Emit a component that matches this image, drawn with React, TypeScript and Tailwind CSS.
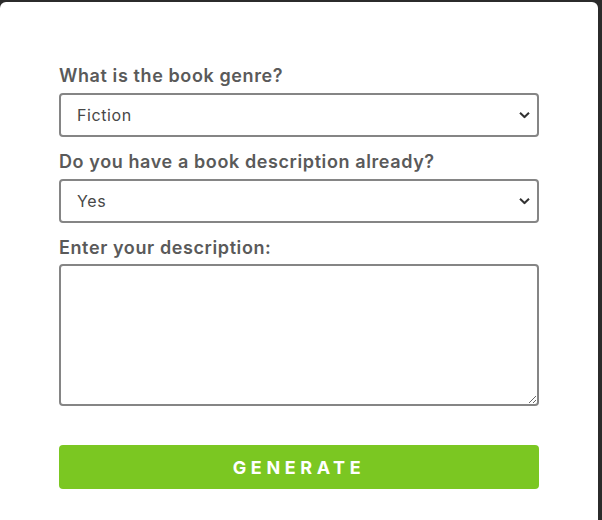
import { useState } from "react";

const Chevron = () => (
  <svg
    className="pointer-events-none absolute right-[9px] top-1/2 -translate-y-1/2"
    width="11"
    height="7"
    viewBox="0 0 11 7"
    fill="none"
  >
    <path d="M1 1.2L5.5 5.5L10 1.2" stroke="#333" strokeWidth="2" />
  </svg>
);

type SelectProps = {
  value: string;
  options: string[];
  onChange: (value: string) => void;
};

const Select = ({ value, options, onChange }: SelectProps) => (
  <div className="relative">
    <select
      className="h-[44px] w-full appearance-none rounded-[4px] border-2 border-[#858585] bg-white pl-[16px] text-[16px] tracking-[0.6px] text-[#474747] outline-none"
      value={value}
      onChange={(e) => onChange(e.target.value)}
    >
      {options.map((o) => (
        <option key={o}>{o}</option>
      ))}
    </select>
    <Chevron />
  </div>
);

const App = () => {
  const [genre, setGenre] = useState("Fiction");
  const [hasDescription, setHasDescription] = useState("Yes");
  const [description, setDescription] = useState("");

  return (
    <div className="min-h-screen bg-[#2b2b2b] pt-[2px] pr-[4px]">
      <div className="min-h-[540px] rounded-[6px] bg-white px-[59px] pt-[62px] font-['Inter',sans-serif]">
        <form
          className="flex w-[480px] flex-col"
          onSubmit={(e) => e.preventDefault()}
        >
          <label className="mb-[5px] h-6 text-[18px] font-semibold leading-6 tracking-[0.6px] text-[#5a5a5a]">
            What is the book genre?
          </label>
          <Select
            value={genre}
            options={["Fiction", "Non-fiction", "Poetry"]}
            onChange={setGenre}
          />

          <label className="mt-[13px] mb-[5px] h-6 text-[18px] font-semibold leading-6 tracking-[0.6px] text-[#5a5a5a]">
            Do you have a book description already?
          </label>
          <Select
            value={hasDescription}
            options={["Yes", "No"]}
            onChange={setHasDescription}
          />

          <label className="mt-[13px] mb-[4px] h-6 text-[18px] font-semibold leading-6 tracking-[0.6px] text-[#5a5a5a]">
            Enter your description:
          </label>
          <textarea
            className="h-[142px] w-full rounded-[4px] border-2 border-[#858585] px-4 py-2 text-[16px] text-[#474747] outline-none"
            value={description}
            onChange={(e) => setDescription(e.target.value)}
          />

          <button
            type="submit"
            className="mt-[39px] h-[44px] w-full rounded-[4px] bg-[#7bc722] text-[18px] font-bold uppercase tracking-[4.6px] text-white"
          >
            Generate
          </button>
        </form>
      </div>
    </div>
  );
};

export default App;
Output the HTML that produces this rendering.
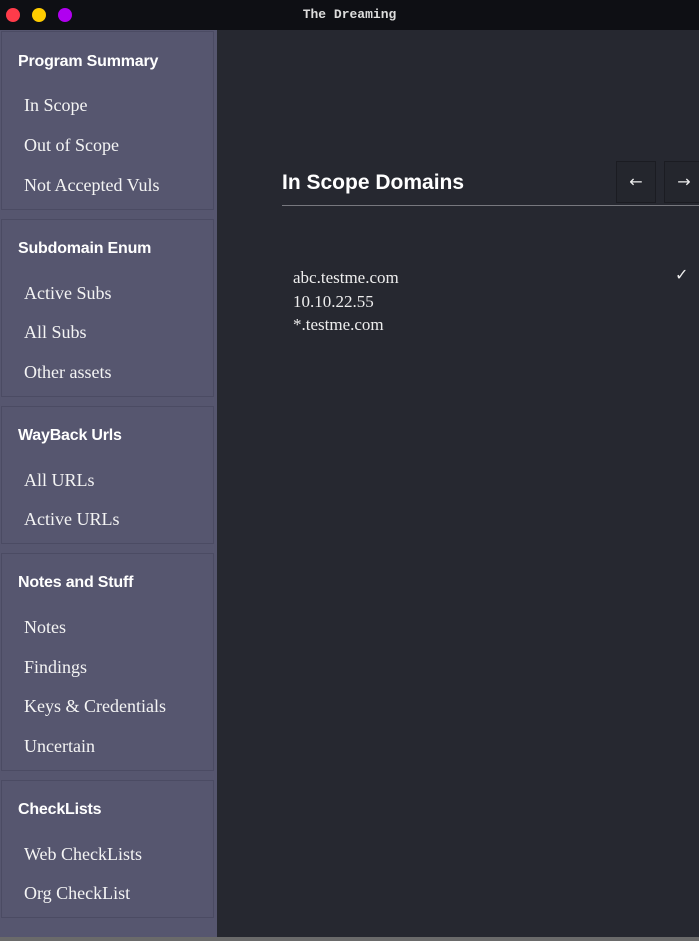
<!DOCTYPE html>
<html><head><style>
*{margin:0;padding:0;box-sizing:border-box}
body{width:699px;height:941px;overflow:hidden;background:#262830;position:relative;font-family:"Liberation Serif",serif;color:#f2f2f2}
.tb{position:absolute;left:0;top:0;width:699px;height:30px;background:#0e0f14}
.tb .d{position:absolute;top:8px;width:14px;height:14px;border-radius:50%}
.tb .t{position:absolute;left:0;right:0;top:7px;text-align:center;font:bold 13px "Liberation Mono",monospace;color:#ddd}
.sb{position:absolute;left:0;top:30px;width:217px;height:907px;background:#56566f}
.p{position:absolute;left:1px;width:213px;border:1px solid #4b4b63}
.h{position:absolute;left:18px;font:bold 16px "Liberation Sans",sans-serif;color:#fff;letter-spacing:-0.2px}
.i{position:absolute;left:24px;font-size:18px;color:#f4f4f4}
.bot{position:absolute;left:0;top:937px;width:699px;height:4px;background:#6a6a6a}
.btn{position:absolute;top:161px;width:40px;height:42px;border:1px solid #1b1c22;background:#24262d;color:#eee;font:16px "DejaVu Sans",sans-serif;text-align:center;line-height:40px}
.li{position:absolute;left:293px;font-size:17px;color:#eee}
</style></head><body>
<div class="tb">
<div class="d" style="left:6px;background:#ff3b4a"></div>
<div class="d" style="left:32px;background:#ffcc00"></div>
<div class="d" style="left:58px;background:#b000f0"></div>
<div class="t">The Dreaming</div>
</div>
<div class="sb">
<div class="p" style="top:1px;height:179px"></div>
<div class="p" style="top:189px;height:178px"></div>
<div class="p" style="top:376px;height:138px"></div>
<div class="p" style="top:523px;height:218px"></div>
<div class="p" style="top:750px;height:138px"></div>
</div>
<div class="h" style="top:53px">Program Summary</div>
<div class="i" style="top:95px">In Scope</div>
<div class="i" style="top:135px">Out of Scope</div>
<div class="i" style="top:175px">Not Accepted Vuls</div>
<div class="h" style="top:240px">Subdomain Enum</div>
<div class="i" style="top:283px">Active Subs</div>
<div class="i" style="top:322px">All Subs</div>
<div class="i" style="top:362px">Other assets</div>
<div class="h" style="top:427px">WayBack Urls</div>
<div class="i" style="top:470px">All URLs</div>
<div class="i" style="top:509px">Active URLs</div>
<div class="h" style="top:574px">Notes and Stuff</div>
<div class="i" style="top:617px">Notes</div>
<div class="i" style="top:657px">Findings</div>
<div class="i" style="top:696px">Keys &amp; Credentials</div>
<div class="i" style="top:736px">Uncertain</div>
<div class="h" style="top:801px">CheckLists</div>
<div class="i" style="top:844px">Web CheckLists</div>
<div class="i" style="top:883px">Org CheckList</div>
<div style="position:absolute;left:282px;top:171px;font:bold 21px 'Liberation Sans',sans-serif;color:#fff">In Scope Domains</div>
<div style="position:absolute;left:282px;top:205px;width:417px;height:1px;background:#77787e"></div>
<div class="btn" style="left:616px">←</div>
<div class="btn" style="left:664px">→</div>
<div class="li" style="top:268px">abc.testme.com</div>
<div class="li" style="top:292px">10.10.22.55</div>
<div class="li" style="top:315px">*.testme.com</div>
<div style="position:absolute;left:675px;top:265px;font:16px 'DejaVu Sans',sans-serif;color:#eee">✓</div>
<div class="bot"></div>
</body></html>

- _What to produce_: Looking at the data above, how many lines hold the word "this"? Respond with the number alone.

- _Answer_: 2